Copy every line that holds "this".

▸ **Information provided**
════════════════

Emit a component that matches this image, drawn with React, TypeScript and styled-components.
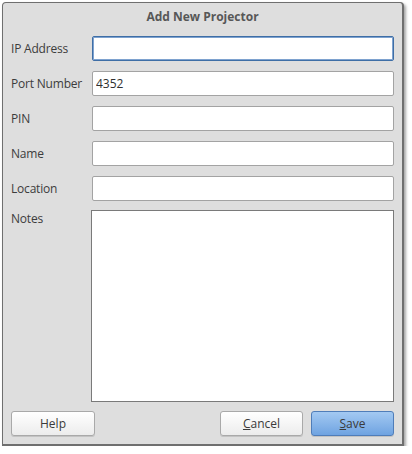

════════════════

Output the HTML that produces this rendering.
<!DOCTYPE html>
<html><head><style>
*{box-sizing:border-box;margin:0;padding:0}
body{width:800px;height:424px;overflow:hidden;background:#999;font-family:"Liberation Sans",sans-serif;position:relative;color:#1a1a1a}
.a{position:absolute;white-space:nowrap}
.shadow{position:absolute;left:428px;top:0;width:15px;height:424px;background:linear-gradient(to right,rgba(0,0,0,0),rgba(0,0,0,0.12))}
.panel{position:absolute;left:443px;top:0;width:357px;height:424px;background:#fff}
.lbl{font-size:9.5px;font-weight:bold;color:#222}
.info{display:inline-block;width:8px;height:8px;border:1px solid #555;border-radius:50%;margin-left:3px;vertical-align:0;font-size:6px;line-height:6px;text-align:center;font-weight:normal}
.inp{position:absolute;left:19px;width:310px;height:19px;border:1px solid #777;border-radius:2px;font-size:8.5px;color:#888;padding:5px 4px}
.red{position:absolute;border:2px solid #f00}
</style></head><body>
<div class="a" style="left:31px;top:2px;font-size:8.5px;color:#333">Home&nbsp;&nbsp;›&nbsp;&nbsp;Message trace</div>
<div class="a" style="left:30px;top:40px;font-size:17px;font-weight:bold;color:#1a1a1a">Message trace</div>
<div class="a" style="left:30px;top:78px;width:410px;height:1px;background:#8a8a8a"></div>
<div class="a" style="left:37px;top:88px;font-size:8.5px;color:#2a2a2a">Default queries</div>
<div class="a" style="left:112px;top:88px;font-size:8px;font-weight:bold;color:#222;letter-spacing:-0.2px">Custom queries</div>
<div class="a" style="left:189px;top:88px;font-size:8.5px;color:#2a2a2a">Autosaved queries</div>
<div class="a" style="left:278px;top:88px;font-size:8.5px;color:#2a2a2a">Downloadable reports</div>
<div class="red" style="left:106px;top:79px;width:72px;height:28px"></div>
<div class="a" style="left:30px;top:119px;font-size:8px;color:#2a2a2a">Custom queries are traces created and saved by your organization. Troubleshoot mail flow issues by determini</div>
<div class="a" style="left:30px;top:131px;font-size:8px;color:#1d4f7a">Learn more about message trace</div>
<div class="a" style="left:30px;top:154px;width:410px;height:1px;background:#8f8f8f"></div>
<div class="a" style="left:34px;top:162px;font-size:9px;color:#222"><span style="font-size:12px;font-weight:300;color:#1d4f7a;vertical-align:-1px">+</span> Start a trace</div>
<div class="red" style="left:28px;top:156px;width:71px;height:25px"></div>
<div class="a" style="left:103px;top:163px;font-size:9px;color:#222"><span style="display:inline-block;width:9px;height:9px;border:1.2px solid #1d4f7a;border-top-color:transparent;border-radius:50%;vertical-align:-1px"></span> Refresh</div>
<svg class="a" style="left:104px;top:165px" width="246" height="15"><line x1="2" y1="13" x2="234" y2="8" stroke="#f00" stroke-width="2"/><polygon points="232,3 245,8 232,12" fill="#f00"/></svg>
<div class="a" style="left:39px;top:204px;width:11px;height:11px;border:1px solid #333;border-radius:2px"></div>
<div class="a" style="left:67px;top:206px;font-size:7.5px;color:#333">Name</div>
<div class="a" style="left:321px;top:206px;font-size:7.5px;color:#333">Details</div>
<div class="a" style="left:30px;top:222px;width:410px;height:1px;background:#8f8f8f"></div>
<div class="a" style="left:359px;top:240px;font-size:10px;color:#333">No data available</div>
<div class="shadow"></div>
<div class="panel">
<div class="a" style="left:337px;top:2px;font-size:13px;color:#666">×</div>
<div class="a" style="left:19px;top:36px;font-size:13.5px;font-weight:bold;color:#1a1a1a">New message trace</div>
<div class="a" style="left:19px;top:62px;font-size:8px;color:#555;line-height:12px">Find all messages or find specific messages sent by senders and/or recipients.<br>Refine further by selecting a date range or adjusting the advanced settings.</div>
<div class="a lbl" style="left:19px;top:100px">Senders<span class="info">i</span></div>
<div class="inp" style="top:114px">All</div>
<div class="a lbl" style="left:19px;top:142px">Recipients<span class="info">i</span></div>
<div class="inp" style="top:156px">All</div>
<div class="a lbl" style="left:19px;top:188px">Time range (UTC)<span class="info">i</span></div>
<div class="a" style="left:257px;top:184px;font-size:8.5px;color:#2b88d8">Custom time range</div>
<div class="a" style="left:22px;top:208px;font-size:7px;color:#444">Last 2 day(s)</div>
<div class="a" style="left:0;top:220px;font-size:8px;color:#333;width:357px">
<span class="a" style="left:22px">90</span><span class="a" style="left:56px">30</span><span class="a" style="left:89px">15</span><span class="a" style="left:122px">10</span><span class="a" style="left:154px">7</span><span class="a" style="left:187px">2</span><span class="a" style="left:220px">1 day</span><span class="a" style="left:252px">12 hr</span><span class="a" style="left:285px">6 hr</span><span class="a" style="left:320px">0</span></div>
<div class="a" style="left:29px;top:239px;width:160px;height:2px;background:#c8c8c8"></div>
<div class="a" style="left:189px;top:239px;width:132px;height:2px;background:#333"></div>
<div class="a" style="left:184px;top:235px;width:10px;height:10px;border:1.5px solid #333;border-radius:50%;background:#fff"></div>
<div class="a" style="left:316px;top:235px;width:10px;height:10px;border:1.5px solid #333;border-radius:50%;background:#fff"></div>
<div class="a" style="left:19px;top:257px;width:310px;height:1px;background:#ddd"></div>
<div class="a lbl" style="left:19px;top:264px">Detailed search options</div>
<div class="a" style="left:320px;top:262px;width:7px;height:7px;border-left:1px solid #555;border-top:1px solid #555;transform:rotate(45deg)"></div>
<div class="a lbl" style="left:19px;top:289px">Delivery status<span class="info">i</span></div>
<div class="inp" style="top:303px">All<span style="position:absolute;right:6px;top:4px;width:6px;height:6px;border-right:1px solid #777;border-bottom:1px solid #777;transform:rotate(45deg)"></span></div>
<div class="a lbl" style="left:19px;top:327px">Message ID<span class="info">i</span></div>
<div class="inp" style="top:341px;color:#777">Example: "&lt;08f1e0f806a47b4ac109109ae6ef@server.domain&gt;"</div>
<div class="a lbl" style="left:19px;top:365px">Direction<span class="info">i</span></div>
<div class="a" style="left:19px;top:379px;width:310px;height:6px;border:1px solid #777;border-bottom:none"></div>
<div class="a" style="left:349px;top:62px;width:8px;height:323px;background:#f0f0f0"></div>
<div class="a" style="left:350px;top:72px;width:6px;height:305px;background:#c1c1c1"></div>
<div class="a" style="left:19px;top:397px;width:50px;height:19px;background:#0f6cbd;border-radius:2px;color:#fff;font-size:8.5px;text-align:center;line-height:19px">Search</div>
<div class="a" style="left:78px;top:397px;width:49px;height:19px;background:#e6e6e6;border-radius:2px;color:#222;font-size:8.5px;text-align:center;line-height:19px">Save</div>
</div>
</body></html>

════════════════

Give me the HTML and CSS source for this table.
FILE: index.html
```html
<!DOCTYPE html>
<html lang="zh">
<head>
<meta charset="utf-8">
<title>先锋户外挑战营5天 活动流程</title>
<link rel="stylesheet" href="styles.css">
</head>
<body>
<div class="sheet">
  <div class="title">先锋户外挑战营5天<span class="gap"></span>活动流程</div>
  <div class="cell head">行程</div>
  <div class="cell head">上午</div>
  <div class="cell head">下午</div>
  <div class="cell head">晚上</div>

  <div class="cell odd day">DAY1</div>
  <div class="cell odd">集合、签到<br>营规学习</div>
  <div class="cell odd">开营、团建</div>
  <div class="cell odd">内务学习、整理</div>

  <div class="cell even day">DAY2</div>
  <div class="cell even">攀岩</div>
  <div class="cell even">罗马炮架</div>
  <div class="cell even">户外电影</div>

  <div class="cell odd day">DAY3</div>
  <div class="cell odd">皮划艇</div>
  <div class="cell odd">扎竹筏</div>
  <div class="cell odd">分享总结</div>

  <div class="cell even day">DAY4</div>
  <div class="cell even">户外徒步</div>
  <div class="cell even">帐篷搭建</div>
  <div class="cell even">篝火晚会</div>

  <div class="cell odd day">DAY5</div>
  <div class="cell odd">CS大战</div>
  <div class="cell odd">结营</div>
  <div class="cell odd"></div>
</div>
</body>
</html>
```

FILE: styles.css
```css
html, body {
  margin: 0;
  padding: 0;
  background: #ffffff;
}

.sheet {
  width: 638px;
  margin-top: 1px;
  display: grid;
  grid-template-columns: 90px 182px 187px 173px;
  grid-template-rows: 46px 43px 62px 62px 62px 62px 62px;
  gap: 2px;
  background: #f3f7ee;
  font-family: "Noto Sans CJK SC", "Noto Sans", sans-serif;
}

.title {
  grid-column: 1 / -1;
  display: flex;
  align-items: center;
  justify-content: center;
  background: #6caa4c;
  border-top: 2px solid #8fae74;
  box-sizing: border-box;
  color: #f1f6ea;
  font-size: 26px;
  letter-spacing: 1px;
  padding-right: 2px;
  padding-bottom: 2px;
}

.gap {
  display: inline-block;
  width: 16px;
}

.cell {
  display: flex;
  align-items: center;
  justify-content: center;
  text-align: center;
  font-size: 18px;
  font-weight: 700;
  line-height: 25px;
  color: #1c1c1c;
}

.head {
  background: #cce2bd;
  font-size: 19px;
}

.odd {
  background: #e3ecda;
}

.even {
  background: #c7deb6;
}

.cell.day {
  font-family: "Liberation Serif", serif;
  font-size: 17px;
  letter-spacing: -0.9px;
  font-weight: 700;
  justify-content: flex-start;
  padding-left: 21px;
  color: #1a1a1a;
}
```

════════════════

▸ **Reply**
Emit a component that matches this image, drawn with React, TypeScript and styled-components.
Output the HTML that produces this rendering.
Give me the HTML and CSS source for this table.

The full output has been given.